Al leer los libros de Moisés, no nos olvidemos de que son historia, mandamiento y profecía a la vez, y que la ley ha sido desplazada por la gracia.  Pero al mismo tiempo, tengamos presente que aquellas cosas sucedieron a Israel como lecciones para nosotros.  Al leer los libros históricos, no pensemos que el corazón del hombre haya cambiado desde los días de Saúl o Absalón hasta ahora.  A veces Reyes o Crónicas parecen poco provechosos o relevantes, hasta que veamos allí nuestros propios conflictos y fracasos, y nos damos cuenta de que las cosas que se escribieron antes, para nuestra enseñanza se escribieron, a fin de que por la paciencia y la consolación de las Escrituras, tengamos esperanza, 1 Corintios 10.6, Romanos 15.4.

Claro está que los Salmos y demás libros proféticos tienen sus raíces en las tribulaciones y los triunfos de Israel, de David y de otros hombres, y claro está que sus ramas llegan a la gloria milenaria de aquel pueblo terrenal de Dios.  ¿Pero quién no ha encontrado en ellos la expresión de los más íntimos pensamientos de su propia alma, y qué lector concienzudo no se ha dado cuenta de que como en el agua el rostro corresponde al rostro, así el corazón del hombre al del hombre?  Proverbios 27.19.

Y los profetas.  No los descartemos.  Aquel día de la resurrección, el Señor comenzó su estudio bíblico en el camino a Emaús con los escritos de Moisés y siguió por todos los profetas, declarando en todas las Escrituras lo que de él decían.  Isaías es el libro más citado en el Nuevo Testamento.  Oseas, por ejemplo, está repleto de símiles y metáforas de los más descriptivos y reveladores.

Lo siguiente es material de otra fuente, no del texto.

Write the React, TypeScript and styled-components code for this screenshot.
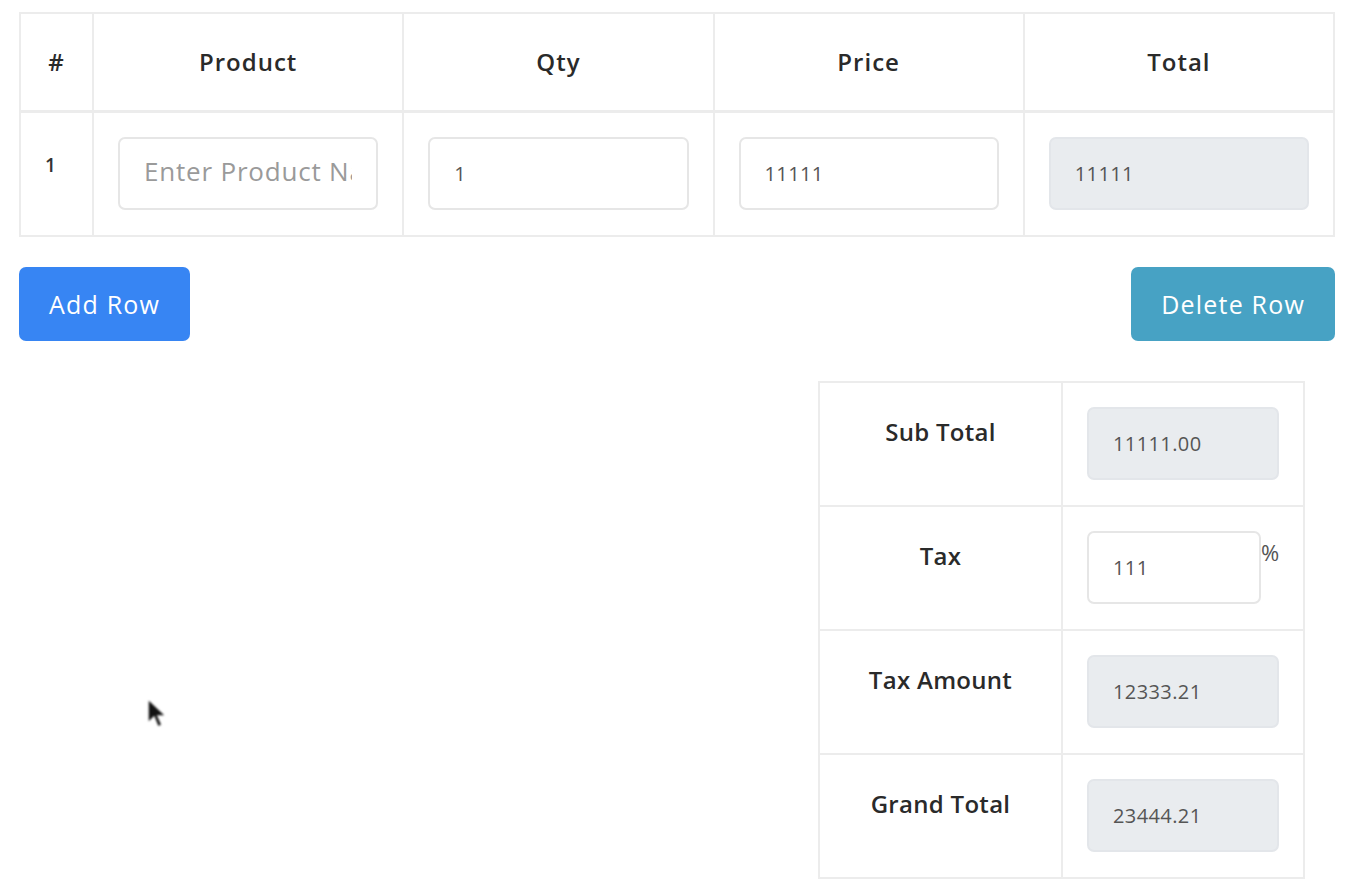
import React from "react";
import styled, { createGlobalStyle } from "styled-components";

const FONT = `"Open Sans", Lato, sans-serif`;

const Global = createGlobalStyle`
  html, body { margin: 0; padding: 0; background: #fff; }
  body { font-family: ${FONT}; color: #212529; }
  * { box-sizing: border-box; }
`;

const Page = styled.div`
  position: relative;
  width: 1352px;
  height: 888px;
  padding: 12px 17px 0 19px;
  overflow: hidden;
`;

const Table = styled.table`
  width: 1316px;
  border-collapse: collapse;
  table-layout: fixed;
  border: 2px solid #ececec;
`;

const Th = styled.th<{ $w?: number }>`
  ${(p) => (p.$w ? `width: ${p.$w}px;` : "")}
  height: 98px;
  border: 2px solid #ececec;
  border-bottom-width: 3px;
  font-size: 24px;
  font-weight: 600;
  letter-spacing: 1px;
  color: #2a2a2a;
  text-align: center;
  vertical-align: middle;
`;

const Td = styled.td`
  height: 125px;
  border: 2px solid #ececec;
  padding: 24px 24px 0 24px;
  vertical-align: top;
`;

const IndexCell = styled.td`
  height: 125px;
  border: 2px solid #ececec;
  padding: 37px 0 0 24px;
  vertical-align: top;
  font-size: 19px;
  font-weight: 600;
  line-height: 30px;
  color: #333;
`;

const Input = styled.input<{ $readonly?: boolean; $w?: number }>`
  display: block;
  width: ${(p) => (p.$w ? `${p.$w}px` : "100%")};
  height: 73px;
  padding: 0 24px;
  border: 2px solid ${(p) => (p.$readonly ? "#e3e6ea" : "#e6e6e6")};
  border-radius: 7px;
  background: ${(p) => (p.$readonly ? "#e9ecef" : "#fff")};
  font-family: ${FONT};
  font-size: 20px;
  letter-spacing: 0.4px;
  color: #555;
  outline: none;
  &::placeholder { color: #9a9a9a; font-size: 26px; letter-spacing: 0.8px; }
`;

const ButtonRow = styled.div`
  display: flex;
  justify-content: space-between;
  margin-top: 30px;
  width: 1316px;
`;

const Button = styled.button<{ $variant: "primary" | "info" }>`
  height: 74px;
  padding: 0 30px;
  border: none;
  border-radius: 7px;
  background: ${(p) => (p.$variant === "primary" ? "#3785f3" : "#47a2c4")};
  color: #fff;
  font-family: ${FONT};
  font-size: 25px;
  letter-spacing: 1.2px;
  cursor: pointer;
`;

const SummaryWrap = styled.div`
  display: flex;
  justify-content: flex-end;
  width: 1286px;
  margin-top: 40px;
`;

const SummaryTable = styled.table`
  width: 487px;
  border-collapse: collapse;
  table-layout: fixed;
  border: 2px solid #ececec;
`;

const Label = styled.th`
  width: 243px;
  height: 124px;
  border: 2px solid #ececec;
  padding: 31px 0 0 0;
  vertical-align: top;
  text-align: center;
  font-size: 24px;
  line-height: 36px;
  font-weight: 600;
  letter-spacing: 0.3px;
  color: #2a2a2a;
`;

const ValueCell = styled.td`
  height: 124px;
  border: 2px solid #ececec;
  padding: 24px 24px 0 24px;
  vertical-align: top;
`;

const Inline = styled.div`
  display: flex;
  align-items: flex-start;
`;

const Percent = styled.span`
  padding-top: 6px;
  font-size: 22px;
  color: #555;
`;

const Cursor = styled.svg`
  position: absolute;
  left: 146px;
  top: 697px;
  filter: blur(1px);
`;

export default function App() {
  return (
    <>
      <Global />
      <Page>
        <Table>
          <thead>
            <tr>
              <Th $w={73}>#</Th>
              <Th>Product</Th>
              <Th>Qty</Th>
              <Th>Price</Th>
              <Th>Total</Th>
            </tr>
          </thead>
          <tbody>
            <tr>
              <IndexCell>1</IndexCell>
              <Td>
                <Input placeholder="Enter Product Name" />
              </Td>
              <Td>
                <Input defaultValue="1" />
              </Td>
              <Td>
                <Input defaultValue="11111" />
              </Td>
              <Td>
                <Input $readonly readOnly defaultValue="11111" />
              </Td>
            </tr>
          </tbody>
        </Table>
        <ButtonRow>
          <Button $variant="primary">Add Row</Button>
          <Button $variant="info">Delete Row</Button>
        </ButtonRow>
        <SummaryWrap>
          <SummaryTable>
            <tbody>
              <tr>
                <Label>Sub Total</Label>
                <ValueCell>
                  <Input $readonly readOnly defaultValue="11111.00" />
                </ValueCell>
              </tr>
              <tr>
                <Label>Tax</Label>
                <ValueCell>
                  <Inline>
                    <Input $w={174} defaultValue="111" />
                    <Percent>%</Percent>
                  </Inline>
                </ValueCell>
              </tr>
              <tr>
                <Label>Tax Amount</Label>
                <ValueCell>
                  <Input $readonly readOnly defaultValue="12333.21" />
                </ValueCell>
              </tr>
              <tr>
                <Label>Grand Total</Label>
                <ValueCell>
                  <Input $readonly readOnly defaultValue="23444.21" />
                </ValueCell>
              </tr>
            </tbody>
          </SummaryTable>
        </SummaryWrap>
        <Cursor width="22" height="34" viewBox="0 0 22 34">
          <path d="M2 2 L2 26 L8 20 L12 30 L16 28 L12 19 L20 19 Z" fill="#111" stroke="#fff" strokeWidth="1.5" />
        </Cursor>
      </Page>
    </>
  );
}
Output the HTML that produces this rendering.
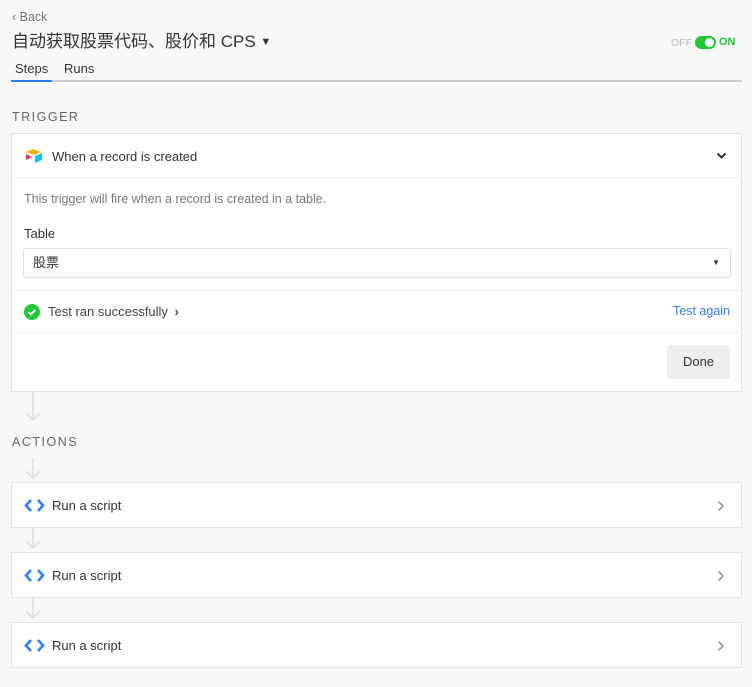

Cristo está en los profetas.  Usted y yo estamos allí también, con todas nuestras aspiraciones bastardas y toda la fidelidad de Aquel que nos ha atraído con cuerdas de amor y ha sido para nosotros como los que alzan el yugo sobre su cerviz y ha puesto delante de nosotros la comida, Oseas 11.4.

Usted y yo leemos un poco la Biblia, y gracias a Dios por esto.  Pero dejemos que el Señor nos pregunte:  ¿Cómo —con qué actitud— lees?